§ **Given request**
Give a count of the lines below that have the string "full" in them, with no other words.

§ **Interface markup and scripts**

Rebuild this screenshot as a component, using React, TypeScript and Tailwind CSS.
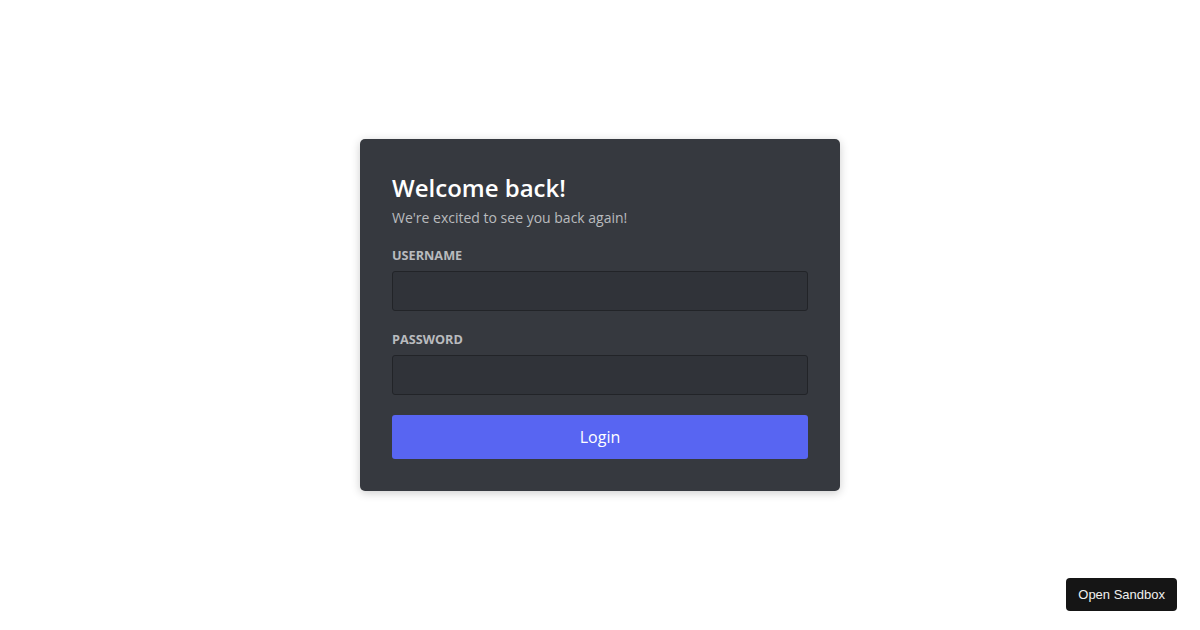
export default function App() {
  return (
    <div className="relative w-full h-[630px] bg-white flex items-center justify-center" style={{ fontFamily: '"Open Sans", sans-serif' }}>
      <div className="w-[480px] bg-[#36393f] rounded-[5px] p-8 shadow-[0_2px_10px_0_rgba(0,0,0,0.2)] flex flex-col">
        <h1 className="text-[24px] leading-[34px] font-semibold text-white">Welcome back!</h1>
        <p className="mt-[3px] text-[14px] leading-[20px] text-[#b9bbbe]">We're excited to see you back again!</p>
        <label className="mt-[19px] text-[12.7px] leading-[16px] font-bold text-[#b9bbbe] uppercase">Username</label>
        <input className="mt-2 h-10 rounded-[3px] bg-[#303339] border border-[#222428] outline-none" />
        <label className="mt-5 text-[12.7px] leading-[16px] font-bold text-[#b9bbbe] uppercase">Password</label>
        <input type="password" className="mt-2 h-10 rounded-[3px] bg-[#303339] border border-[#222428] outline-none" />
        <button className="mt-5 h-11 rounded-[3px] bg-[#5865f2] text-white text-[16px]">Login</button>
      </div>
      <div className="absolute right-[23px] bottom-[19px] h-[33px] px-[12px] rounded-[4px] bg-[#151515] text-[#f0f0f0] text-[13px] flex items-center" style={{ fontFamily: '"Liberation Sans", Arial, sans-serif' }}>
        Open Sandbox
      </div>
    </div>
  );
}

==

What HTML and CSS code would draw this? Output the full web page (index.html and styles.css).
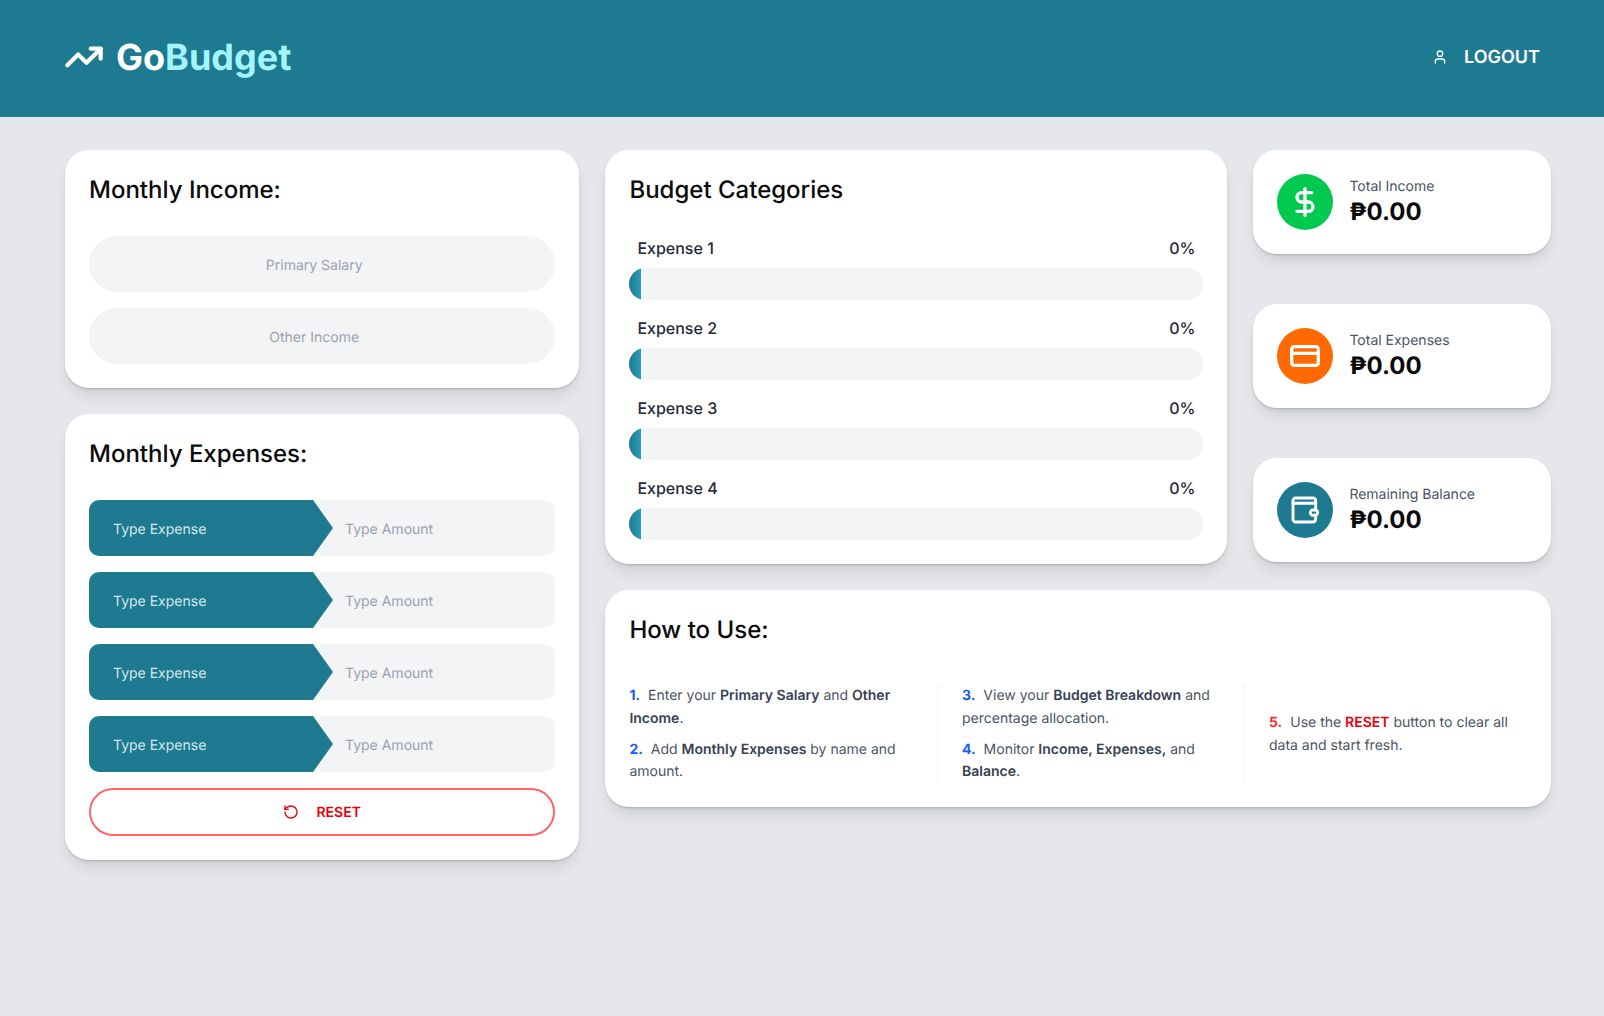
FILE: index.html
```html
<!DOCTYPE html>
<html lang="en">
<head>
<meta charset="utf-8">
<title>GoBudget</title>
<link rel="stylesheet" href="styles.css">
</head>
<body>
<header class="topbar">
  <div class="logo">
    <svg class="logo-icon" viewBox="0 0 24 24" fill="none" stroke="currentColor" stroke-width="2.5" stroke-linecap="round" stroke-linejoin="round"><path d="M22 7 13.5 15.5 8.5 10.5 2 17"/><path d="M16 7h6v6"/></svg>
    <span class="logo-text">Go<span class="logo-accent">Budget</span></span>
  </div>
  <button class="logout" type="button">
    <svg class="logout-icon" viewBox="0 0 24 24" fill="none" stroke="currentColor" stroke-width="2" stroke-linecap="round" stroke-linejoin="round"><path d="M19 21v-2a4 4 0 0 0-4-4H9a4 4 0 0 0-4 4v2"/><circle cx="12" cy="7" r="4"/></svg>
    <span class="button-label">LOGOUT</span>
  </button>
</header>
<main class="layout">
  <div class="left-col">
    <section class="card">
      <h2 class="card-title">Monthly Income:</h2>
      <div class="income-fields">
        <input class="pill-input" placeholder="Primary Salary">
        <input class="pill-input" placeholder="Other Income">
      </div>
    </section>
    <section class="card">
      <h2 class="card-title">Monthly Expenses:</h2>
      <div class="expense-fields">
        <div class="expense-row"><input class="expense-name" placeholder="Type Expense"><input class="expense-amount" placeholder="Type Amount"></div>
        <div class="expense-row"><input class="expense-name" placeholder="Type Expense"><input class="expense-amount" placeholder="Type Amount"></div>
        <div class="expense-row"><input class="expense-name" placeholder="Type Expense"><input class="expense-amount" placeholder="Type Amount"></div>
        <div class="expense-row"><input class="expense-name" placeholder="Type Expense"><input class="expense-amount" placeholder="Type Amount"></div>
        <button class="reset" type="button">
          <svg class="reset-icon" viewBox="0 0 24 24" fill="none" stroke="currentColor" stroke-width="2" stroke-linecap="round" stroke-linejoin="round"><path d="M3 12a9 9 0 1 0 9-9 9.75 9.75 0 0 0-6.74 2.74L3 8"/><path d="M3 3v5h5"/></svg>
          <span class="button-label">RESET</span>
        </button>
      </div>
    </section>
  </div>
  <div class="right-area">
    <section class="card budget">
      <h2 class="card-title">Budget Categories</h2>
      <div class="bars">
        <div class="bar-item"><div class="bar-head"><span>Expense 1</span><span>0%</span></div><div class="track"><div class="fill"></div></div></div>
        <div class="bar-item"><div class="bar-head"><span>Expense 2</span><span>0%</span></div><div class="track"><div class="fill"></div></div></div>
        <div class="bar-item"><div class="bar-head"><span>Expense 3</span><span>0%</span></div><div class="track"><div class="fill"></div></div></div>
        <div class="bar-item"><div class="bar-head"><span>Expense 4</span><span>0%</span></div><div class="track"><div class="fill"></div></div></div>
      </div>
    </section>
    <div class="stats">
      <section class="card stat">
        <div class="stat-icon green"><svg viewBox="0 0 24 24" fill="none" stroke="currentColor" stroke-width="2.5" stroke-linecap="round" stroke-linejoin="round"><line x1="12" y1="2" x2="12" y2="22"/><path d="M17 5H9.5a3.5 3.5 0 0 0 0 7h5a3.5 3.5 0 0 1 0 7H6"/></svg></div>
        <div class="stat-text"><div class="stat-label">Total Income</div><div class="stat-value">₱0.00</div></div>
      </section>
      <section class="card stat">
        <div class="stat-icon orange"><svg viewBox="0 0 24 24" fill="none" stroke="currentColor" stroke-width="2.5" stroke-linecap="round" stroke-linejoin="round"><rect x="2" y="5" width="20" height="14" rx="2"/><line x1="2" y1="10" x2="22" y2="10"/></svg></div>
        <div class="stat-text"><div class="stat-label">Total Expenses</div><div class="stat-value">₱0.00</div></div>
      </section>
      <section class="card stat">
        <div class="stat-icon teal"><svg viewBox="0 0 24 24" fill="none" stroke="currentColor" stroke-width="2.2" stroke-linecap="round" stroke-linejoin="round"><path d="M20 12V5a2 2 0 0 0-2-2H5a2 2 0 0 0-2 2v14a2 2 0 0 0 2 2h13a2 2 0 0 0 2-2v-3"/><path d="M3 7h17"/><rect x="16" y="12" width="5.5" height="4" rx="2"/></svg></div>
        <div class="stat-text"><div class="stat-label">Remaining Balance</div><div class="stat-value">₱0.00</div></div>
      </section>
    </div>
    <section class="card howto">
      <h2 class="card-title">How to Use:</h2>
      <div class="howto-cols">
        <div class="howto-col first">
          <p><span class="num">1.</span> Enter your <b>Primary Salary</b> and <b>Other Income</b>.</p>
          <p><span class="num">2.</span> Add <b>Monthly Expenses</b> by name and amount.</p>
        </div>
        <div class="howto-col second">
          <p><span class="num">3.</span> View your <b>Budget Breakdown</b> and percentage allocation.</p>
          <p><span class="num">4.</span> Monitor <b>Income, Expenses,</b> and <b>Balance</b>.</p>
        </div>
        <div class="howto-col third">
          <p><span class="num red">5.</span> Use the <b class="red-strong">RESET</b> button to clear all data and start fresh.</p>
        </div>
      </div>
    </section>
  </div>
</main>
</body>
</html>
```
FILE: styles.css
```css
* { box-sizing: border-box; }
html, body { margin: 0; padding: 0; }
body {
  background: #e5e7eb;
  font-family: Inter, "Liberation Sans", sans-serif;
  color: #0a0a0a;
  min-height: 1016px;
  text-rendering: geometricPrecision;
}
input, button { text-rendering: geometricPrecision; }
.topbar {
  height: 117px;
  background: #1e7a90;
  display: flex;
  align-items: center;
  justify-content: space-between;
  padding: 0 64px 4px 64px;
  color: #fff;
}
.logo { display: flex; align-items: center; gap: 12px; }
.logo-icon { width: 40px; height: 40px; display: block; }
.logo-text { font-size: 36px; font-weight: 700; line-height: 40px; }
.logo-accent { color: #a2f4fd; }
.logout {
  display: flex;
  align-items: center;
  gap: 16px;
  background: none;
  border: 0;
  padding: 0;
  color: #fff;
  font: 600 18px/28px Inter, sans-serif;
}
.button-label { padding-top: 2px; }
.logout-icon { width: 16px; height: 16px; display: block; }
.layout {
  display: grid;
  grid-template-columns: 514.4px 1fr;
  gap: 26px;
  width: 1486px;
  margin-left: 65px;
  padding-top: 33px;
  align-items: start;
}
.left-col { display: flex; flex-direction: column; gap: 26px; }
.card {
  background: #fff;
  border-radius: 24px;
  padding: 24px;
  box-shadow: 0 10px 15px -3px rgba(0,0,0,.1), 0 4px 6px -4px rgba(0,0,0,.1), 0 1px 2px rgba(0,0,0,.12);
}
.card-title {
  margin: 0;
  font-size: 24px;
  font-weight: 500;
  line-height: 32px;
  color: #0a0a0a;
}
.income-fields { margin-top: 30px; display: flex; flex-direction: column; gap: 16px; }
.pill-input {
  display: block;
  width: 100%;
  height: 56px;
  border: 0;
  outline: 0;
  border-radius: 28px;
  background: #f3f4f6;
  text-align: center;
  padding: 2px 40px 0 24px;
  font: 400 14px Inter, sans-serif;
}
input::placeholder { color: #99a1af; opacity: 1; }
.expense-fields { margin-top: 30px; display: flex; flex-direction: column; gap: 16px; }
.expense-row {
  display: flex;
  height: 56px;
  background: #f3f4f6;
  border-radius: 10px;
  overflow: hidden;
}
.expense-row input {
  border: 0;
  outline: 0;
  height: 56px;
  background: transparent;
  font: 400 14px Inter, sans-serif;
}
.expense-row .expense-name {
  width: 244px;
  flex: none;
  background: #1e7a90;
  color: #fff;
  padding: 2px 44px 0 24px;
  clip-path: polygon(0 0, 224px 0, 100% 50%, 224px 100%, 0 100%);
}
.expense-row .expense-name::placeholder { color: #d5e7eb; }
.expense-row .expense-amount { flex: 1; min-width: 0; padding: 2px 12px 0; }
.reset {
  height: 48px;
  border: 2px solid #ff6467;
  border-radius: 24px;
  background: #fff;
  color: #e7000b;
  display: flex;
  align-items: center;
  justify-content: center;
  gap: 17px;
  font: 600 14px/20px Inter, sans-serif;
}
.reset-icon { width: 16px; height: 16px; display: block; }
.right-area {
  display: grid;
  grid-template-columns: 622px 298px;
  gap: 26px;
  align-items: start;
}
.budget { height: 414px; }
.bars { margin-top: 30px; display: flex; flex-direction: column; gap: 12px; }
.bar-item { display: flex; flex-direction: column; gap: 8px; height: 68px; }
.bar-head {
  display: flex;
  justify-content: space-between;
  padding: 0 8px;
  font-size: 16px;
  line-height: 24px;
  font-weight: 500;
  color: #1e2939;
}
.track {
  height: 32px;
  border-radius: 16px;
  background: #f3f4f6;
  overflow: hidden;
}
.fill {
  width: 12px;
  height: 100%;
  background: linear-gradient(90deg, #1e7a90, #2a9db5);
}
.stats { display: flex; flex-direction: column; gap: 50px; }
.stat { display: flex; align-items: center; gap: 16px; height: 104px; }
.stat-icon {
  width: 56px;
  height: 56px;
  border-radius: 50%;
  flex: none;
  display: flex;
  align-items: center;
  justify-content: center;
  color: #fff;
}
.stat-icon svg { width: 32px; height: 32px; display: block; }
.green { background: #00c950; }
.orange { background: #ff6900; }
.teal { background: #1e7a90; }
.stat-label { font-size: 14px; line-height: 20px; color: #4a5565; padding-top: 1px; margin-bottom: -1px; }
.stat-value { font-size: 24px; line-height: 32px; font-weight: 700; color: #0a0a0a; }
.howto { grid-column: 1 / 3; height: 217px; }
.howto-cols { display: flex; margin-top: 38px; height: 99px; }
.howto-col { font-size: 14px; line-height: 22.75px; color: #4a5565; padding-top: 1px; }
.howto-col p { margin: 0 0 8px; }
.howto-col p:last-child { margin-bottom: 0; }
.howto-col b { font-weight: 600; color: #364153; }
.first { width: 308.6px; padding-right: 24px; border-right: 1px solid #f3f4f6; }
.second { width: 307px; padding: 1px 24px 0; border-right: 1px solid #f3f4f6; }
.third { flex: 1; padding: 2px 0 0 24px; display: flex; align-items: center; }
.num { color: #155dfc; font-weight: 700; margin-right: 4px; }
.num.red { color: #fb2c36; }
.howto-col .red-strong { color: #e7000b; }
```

§ **Task response**
2